Name of the Case and Parties: Eckert Realty Corp. v. Ellen Strazzeri, No. 4D2023-2130, Fourth District Court of Appeal of Florida. Appellant/Defendant: Eckert Realty Corp.; Appellee/Plaintiff: Ellen Strazzeri.

What Happened Factually: Ellen Strazzeri, an employee at Deer Creek Real Estate in an office complex owned by Eckert Realty Corp., fell on a ramp she had used “hundreds of times” over four years. On the day of the incident, wearing wedge shoes with a 2.5-3 inch lift, she claimed an “uneven slope” caused her leg to twist, breaking her leg and ankle. Expert John Szerdi testified the ramp’s slope (12% at the bottom, 10% at the top) exceeded ADA (5% for walking surfaces, 8.33% for ramps) and Florida Building Code standards. Edward Eckert testified the ramp, installed in 1999 by a certified contractor, passed inspections, had no prior fall incidents despite 1,856,000 traversals, and was part of a parking lot resurfaced every 5-6 years without issues noted.

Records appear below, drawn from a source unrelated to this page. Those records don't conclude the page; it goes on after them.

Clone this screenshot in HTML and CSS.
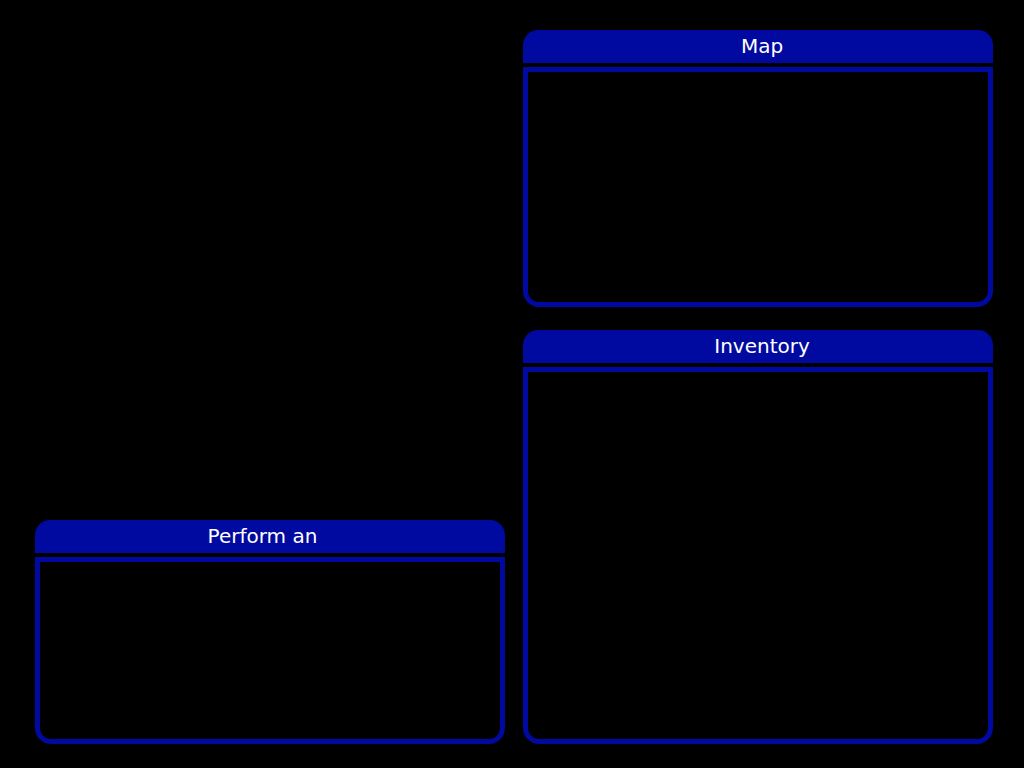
FILE: index.html
```html
<!DOCTYPE html>
<html lang="en">
<head>
    <meta charset="UTF-8">
    <title>Panels</title>
    <link rel="stylesheet" href="styles.css">
</head>
<body>
    <div class="desk">
        <div class="col col-left">
            <div class="panel panel-perform">
                <div class="panel-head">Perform an</div>
                <div class="panel-body"></div>
            </div>
        </div>
        <div class="col col-right">
            <div class="panel panel-map">
                <div class="panel-head">Map</div>
                <div class="panel-body"></div>
            </div>
            <div class="panel panel-inventory">
                <div class="panel-head">Inventory</div>
                <div class="panel-body"></div>
            </div>
        </div>
    </div>
</body>
</html>
```

FILE: styles.css
```css
html, body
{
    margin: 0;
    background: #000;
}
.desk
{
    display: grid;
    grid-template-columns: 470px 470px;
    column-gap: 18px;
    padding: 30px 0 0 35px;
    height: 714px;
}
.col
{
    display: flex;
    flex-direction: column;
}
.col-left
{
    justify-content: flex-end;
}
.col-right
{
    gap: 23px;
}
.panel
{
    display: flex;
    flex-direction: column;
}
.panel-head
{
    height: 33px;
    line-height: 33px;
    background: #0009a0;
    color: #fff;
    text-align: center;
    font-family: "DejaVu Sans", sans-serif;
    font-size: 20px;
    border-radius: 15px 15px 0 0;
    margin-bottom: 4px;
}
.panel-body
{
    flex: 1;
    border: 5px solid #0009a0;
    border-radius: 0 0 16px 16px;
}
.panel-map .panel-head, .panel-inventory .panel-head
{
    padding-left: 8px;
}
.panel-perform .panel-head
{
    padding-right: 15px;
}
.panel-map
{
    height: 277px;
}
.panel-inventory
{
    flex: 1;
}
.panel-perform
{
    height: 224px;
}
```
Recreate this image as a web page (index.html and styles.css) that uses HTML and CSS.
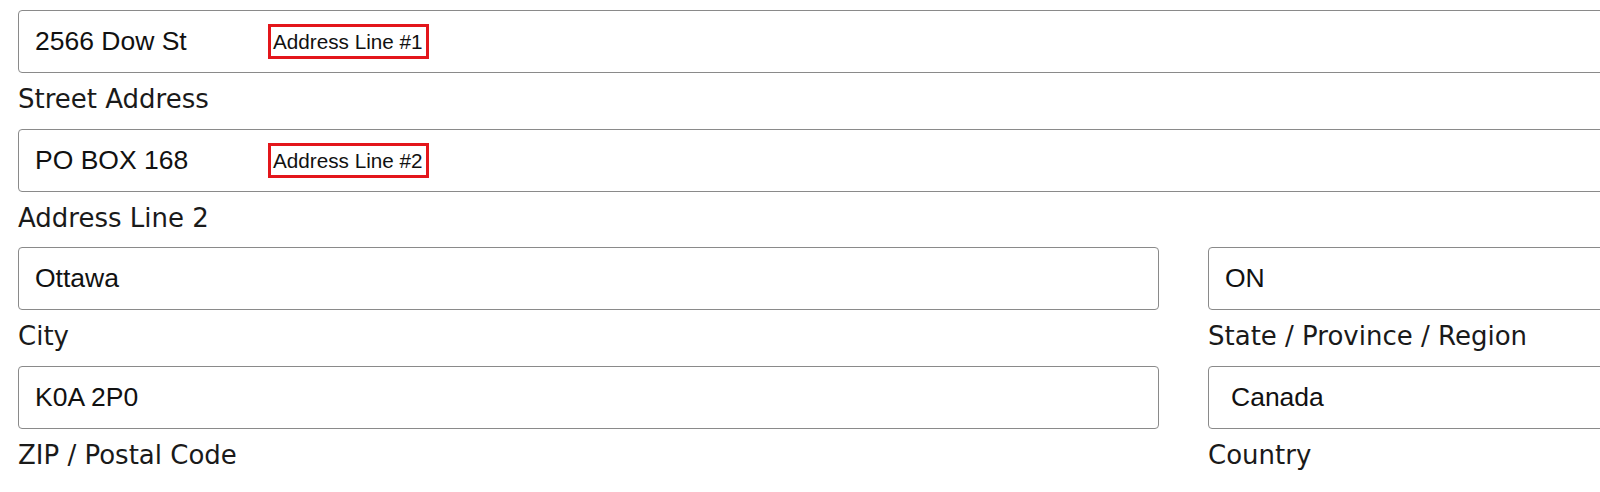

What Happened Procedurally: Strazzeri sued Eckert for premises liability. At trial, Eckert moved for a directed verdict, arguing lack of evidence on causation and Eckert’s notice of the ramp’s danger; the motion was denied. The jury found Eckert 70% liable. Eckert renewed the motion post-verdict, which was denied, leading to this appeal.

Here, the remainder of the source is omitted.